Here is a secondary module which has been somewhat cleaned up. It has normal relationships between header and source files, and includes all its dependency headers at the top of the file. It has a header which defines the public API for the module, and that even has inclusion guards on it.

secondary.h

#ifndef SECONDARY_H
#define SECONDARY_H

int doStuffWithNumbers();

#endif SECONDARY_H

secondary.c

The doStuffWithNumbers function here calls addNumbers:

#include "secondary.h"
#include "calculator.h"

int doStuffWithNumbers(int x, int y) {
    addNumbers(x, y);
}

But wait! you say, That function isn’t defined here! Ah, and you would be right, except that it doesn’t refer to the addNumbers function in main.c. It refers to a function implementation in calculator.h.

calculator.h

int addNumbers(int p, int q) {
    return p + q;
}

int subtractNumbers(int r, int s) {
    return r - s;
}

Strangely, this addNumbers function is identical to the one in main.c. Even more strangely, it is defined—not merely declared, actually defined—in the header file! Nor is this the only such function. Look at the details of writer.h, which was mysteriously included above in the middle of the main module.

writer.h

void writeStuff() {
    fprintf(stdout, "a: %d, b: %d", a, b);
}

Once again, we have a full-fledged implementation in the header file. Why, you ask? Presumably because the developer responsible for writing this code never quite got his head around how C’s build system works. The entirety of one of the central components of this software—an element that in any normal build would be a common library—was a single, approximately 2,000-line header file. (Say hello to calculator.h up there; that’s what I’m abstracting away for this example.)4

Worse: it is printing the values of a and b, and no, I am not skipping some part of writer.h. It is getting those from main.c, because it was included after they were defined, and the build process essentially drops this header inline into main.c before it compilation.5 So here we have a header file with the implementation of a given piece of code, included in a specific location and defined in such a way that if you change where it is included, it will no longer function properly (since the variables will not have been defined!)

Worse, there are conflicting definitions for one of the functions used in main.c, and because of its dependency on other functions in calculator.h (e.g. subtractNumbers in this mock-up), it cannot be removed! Moreover, given the many places calculator.h is referenced throughout the code base, it is non-trivial to refactor it.6

If this sounds insane… that’s because it is.

If you’re curious how I dealt with it, well… I renamed the addNumbers() function in main.c to _addNumbers() and put a loud, angry TODO on it for the current release, because the only way to fix it is to refactor this whole giant mess.

The takeaway of the story, if there is one, is that people will do crazier, weirder, worse things than you can possibly imagine when they don’t understand the tools they are using and just hack at them till they can make them work. The moral of the story? I’m not sure. Run away from crazy code like this? Be prepared to spend your life refactoring?

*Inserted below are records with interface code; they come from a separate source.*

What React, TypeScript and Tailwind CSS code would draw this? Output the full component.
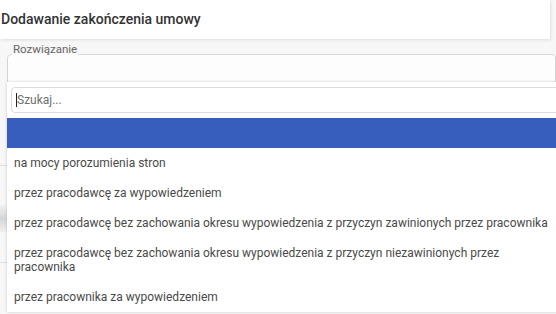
import React from 'react';

const options = [
  'na mocy porozumienia stron',
  'przez pracodawcę za wypowiedzeniem',
  'przez pracodawcę bez zachowania okresu wypowiedzenia z przyczyn zawinionych przez pracownika',
  'przez pracodawcę bez zachowania okresu wypowiedzenia z przyczyn niezawinionych przez pracownika',
  'przez pracownika za wypowiedzeniem',
];

function Dropdown() {
  return (
    <div className="absolute left-[7px] top-[82px] w-[560px] bottom-[2px] bg-white shadow-[0_0_3px_rgba(0,0,0,0.18)]">
      <div className="mx-[4px] mt-[5px] h-[26px] border border-[#dcdcdc] rounded-[4px] flex items-center pl-[4px]">
        <span className="w-px h-[14px] bg-[#222]" />
        <span className="text-[12px] text-[#6f6f6f]">Szukaj...</span>
      </div>
      <div className="mt-[5px] h-[30px] bg-[#385ebd]" />
      {options.map((o) => (
        <div key={o} className="pl-[7px] pr-[18px] py-[8px] text-[12px] leading-[14px] text-[#4a4a4a]">
          {o}
        </div>
      ))}
    </div>
  );
}

export default function App() {
  return (
    <div
      className="relative w-[556px] h-[314px] overflow-hidden bg-[#f7f7f7]"
      style={{ fontFamily: 'Roboto, "Noto Sans", sans-serif' }}
    >
      <header className="h-[39px] w-[550px] bg-white shadow-[1px_1px_3px_rgba(0,0,0,0.1)] flex items-center pl-[1px] text-[14px] font-medium text-[#333]">
        Dodawanie zakończenia umowy
      </header>
      <div className="pl-[7px] pt-[4px]">
        <fieldset className="border border-[#d6d6d6] rounded-[4px] h-[60px] bg-[#fdfdfd] px-[4px]">
          <legend className="px-[1px] text-[11.5px] leading-[12px] pb-[10px] text-[#666]">Rozwiązanie</legend>
        </fieldset>
      </div>
      <div className="mt-[62px] h-px bg-[#dedede]" />
      <div className="mt-[39px] h-[27px] bg-[linear-gradient(to_bottom,#f2f2f2,#d6d6d6_50%,#f0f0f0)]" />
      <div className="mt-[30px] h-px bg-[#dedede]" />
      <Dropdown />
    </div>
  );
}
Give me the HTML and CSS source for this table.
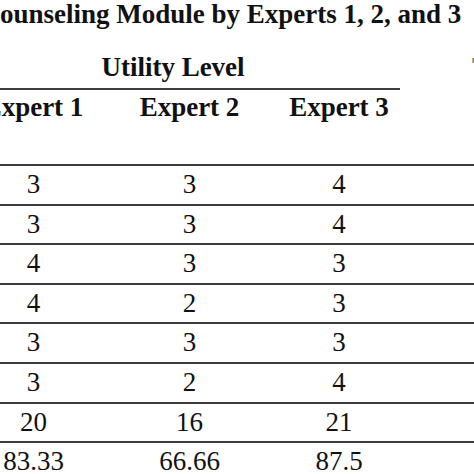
FILE: index.html
```html
<!DOCTYPE html>
<html lang="en">
<head>
<meta charset="utf-8">
<title>Utility Level by Experts</title>
<link rel="stylesheet" href="styles.css">
</head>
<body>
  <div class="title">Counseling Module by Experts 1, 2, and 3</div>
  <div class="table">
    <div class="group-row">
      <div class="group">Utility Level</div>
      <div class="extra">Total</div>
    </div>
    <div class="row head">
      <div class="cell">Expert 1</div>
      <div class="cell">Expert 2</div>
      <div class="cell c3">Expert 3</div>
      <div class="cell"></div>
    </div>
    <div class="row data"><div class="cell">3</div><div class="cell">3</div><div class="cell c3">4</div><div class="cell"></div></div>
    <div class="row data"><div class="cell">3</div><div class="cell">3</div><div class="cell c3">4</div><div class="cell"></div></div>
    <div class="row data"><div class="cell">4</div><div class="cell">3</div><div class="cell c3">3</div><div class="cell"></div></div>
    <div class="row data"><div class="cell">4</div><div class="cell">2</div><div class="cell c3">3</div><div class="cell"></div></div>
    <div class="row data"><div class="cell">3</div><div class="cell">3</div><div class="cell c3">3</div><div class="cell"></div></div>
    <div class="row data"><div class="cell">3</div><div class="cell">2</div><div class="cell c3">4</div><div class="cell"></div></div>
    <div class="row data"><div class="cell">20</div><div class="cell">16</div><div class="cell c3">21</div><div class="cell"></div></div>
    <div class="row data"><div class="cell">83.33</div><div class="cell">66.66</div><div class="cell c3">87.5</div><div class="cell"></div></div>
  </div>
</body>
</html>
```
FILE: styles.css
```css
html, body {
  margin: 0;
  padding: 0;
  background: #fff;
  overflow: hidden;
}

body {
  font-family: "Liberation Serif", "Times New Roman", serif;
  color: #111;
  font-size: 27px;
  line-height: 28px;
}

.title {
  font-weight: bold;
  margin-left: -19.5px;
  white-space: nowrap;
}

.table {
  margin-left: -54px;
}

.group-row {
  display: flex;
  margin-top: 25px;
  white-space: nowrap;
}

.group {
  width: 454px;
  flex: none;
  text-align: center;
  font-weight: bold;
  padding-bottom: 7px;
  border-bottom: 2px solid #3c3c3c;
}

.extra {
  margin-left: 72px;
  font-weight: bold;
  color: #777;
}

.row {
  display: grid;
  grid-template-columns: 175px 137px 142px 1fr;
  text-align: center;
  white-space: nowrap;
}

.head {
  font-weight: bold;
  padding: 3px 0 43px;
}

.data {
  border-top: 2px solid #3c3c3c;
  padding: 4px 0 5.6px;
}

.c3 {
  padding-left: 20px;
}
```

How about: try desperately not to leave this kind of thing for the person following you.


  1. That’s actually not wholly true, because these pieces of code are also duplicated in numerous places throughout the codebase. We’ve eliminated as many as possible at present… but not all of them, courtesy of the crazy dependency chains that exist. Toss in a dependency on Visual Studio 6 for some of those components, and, well… suffice it to say that we’re just happy there are only two versions floating around instead of the seven that were present when I started working with this codebase two and a half years ago.

  2. Yes, that Visual Studio 6. The one from 1998. Yes, that’s insane. No, we haven’t managed to get rid of it yet, though we’re close. So close.

  3. I am not joking. Multi-thousand line functions constituting the entirety of a program are not just normal, they are pretty much the only way that programmer ever wrote. When you see the code samples below, you will see why: someone was lacking an understanding of C’s build system.

  4. Also, that’s the piece of code of which I found seven different versions in various places when I started. Seven!

  5. I once ran into some code working on a different project for an entirely different client where there had been a strict 1,000-line limit to C source files, as part of an attempt to enforce some discipline in modularizing the code. Instead of embracing modularity, the developers just got in the habit of splitting the source file and adding #include statements at the end of each file so that they could just keep writing their non-modular code.

  6. I have tried. Twice. I’m hoping that the third time will be the charm.